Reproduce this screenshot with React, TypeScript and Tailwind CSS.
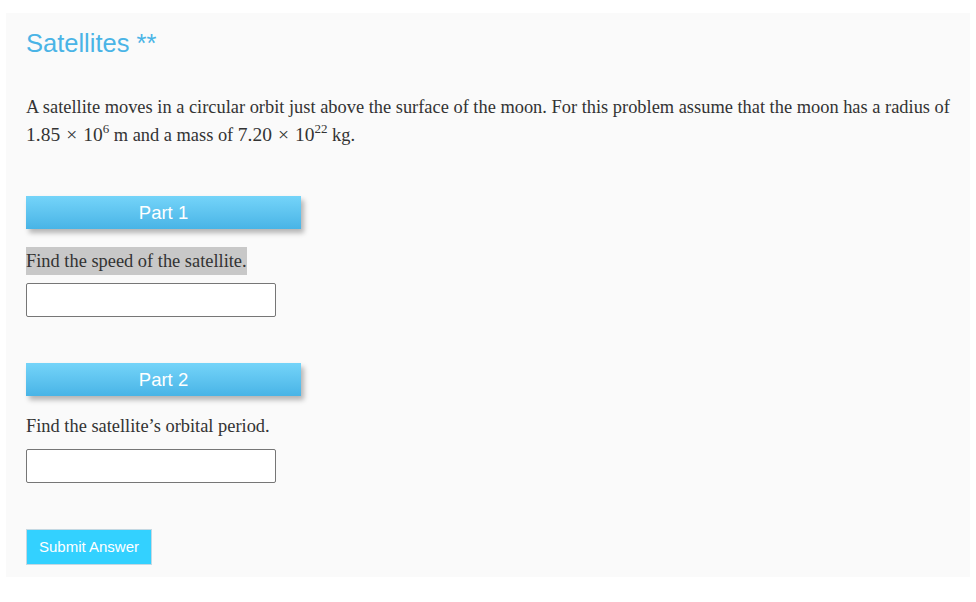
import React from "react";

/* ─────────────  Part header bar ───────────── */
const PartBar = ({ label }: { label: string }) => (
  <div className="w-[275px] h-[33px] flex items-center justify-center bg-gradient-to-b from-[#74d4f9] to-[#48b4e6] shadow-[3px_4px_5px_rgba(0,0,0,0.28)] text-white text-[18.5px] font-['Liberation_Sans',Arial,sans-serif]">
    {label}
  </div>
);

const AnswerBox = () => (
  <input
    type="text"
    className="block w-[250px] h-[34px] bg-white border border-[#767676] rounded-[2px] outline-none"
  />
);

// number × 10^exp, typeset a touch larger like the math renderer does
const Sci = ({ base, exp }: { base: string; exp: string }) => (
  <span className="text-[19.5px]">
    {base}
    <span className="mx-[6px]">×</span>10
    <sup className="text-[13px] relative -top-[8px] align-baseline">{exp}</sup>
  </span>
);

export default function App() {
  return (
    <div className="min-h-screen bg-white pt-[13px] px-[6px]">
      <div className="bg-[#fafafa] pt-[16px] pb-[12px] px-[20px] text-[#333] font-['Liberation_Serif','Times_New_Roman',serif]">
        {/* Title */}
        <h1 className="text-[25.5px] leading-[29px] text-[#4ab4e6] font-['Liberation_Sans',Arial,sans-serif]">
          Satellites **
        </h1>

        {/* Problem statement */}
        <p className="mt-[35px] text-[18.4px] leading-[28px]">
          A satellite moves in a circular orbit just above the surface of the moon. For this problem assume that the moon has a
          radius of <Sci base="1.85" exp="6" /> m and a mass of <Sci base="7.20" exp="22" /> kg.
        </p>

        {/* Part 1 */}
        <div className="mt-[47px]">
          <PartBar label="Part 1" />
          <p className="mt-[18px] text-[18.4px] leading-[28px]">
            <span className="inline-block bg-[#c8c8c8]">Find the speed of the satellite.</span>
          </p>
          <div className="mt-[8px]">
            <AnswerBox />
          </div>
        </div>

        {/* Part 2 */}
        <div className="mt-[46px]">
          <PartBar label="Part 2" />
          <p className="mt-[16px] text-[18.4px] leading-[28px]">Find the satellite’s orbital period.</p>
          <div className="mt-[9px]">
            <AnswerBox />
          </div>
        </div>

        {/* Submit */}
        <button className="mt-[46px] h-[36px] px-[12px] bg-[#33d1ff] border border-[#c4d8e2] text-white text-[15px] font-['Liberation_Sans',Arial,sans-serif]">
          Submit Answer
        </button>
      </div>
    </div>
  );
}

...

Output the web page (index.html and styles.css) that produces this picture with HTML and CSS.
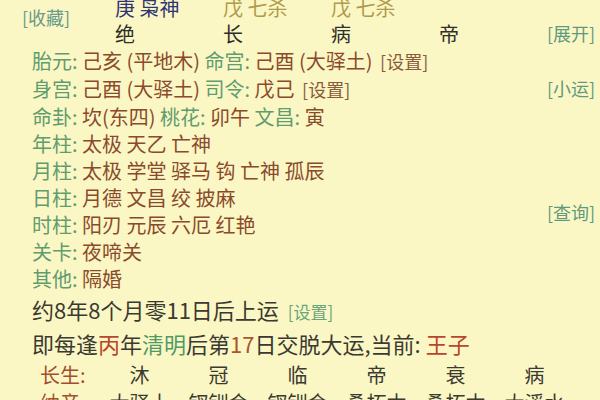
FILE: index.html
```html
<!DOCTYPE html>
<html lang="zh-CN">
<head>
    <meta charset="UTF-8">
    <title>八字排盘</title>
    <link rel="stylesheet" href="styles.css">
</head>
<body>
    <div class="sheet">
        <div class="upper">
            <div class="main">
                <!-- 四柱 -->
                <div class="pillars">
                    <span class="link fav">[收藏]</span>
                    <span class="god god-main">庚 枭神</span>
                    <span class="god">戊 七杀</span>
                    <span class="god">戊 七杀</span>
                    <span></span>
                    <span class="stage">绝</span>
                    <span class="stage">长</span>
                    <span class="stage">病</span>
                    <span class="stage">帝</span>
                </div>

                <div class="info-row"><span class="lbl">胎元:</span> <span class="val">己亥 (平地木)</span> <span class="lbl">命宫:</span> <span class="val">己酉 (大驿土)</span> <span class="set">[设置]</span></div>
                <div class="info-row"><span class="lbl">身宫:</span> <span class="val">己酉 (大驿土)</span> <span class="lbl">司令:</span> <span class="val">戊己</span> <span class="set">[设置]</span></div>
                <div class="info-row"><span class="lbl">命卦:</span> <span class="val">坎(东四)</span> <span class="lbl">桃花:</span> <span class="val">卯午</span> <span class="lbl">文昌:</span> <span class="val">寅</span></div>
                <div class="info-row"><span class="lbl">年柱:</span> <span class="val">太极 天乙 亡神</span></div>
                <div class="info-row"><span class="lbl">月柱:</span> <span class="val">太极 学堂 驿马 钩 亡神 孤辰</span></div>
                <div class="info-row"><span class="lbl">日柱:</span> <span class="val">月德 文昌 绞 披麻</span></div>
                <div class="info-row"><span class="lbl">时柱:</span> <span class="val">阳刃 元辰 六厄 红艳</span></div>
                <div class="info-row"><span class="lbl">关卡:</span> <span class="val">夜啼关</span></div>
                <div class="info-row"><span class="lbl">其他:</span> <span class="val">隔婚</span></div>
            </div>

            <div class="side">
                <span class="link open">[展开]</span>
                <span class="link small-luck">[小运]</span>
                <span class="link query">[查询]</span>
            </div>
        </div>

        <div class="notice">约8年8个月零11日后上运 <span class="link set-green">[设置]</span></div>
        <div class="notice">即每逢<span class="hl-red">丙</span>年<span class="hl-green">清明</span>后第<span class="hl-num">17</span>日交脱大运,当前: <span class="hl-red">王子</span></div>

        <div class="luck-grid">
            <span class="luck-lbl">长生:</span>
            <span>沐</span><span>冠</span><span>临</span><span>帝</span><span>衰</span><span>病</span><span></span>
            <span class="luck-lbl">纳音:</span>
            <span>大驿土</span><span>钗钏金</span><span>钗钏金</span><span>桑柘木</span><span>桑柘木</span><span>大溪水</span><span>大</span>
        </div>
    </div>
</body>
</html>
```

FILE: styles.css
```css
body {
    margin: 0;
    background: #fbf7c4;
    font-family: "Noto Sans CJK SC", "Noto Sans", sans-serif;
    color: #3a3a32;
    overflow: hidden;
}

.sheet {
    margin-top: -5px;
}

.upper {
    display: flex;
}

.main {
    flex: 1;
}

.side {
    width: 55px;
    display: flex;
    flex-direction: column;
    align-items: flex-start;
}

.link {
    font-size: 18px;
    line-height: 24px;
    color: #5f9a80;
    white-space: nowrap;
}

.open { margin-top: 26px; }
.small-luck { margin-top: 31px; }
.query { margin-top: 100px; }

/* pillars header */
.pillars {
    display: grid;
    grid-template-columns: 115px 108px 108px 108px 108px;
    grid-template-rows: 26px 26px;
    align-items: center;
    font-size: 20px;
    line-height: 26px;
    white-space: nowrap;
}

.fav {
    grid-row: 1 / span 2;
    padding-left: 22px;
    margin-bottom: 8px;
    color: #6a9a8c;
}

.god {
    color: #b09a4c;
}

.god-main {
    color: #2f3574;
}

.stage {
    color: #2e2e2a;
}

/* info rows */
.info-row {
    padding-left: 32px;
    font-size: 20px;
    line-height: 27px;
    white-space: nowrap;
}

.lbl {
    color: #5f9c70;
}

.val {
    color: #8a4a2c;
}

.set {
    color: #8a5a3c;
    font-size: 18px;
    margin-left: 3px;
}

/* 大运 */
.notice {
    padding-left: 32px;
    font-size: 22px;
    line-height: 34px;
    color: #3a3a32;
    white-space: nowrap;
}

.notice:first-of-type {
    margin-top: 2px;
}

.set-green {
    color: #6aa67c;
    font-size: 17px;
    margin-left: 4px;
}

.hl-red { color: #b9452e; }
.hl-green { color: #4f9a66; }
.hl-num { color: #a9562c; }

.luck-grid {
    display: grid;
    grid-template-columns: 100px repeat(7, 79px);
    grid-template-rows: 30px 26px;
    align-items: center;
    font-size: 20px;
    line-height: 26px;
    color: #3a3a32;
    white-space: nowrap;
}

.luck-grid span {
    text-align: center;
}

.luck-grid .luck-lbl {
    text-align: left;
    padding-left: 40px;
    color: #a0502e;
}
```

__Problem requirements__
Repeat the lines between those holding "Reproduce this screenshot" and "import React from", inclusive. Pictures stay out.

__Full output__
Reproduce this screenshot with React, TypeScript and Tailwind CSS.
import React from "react";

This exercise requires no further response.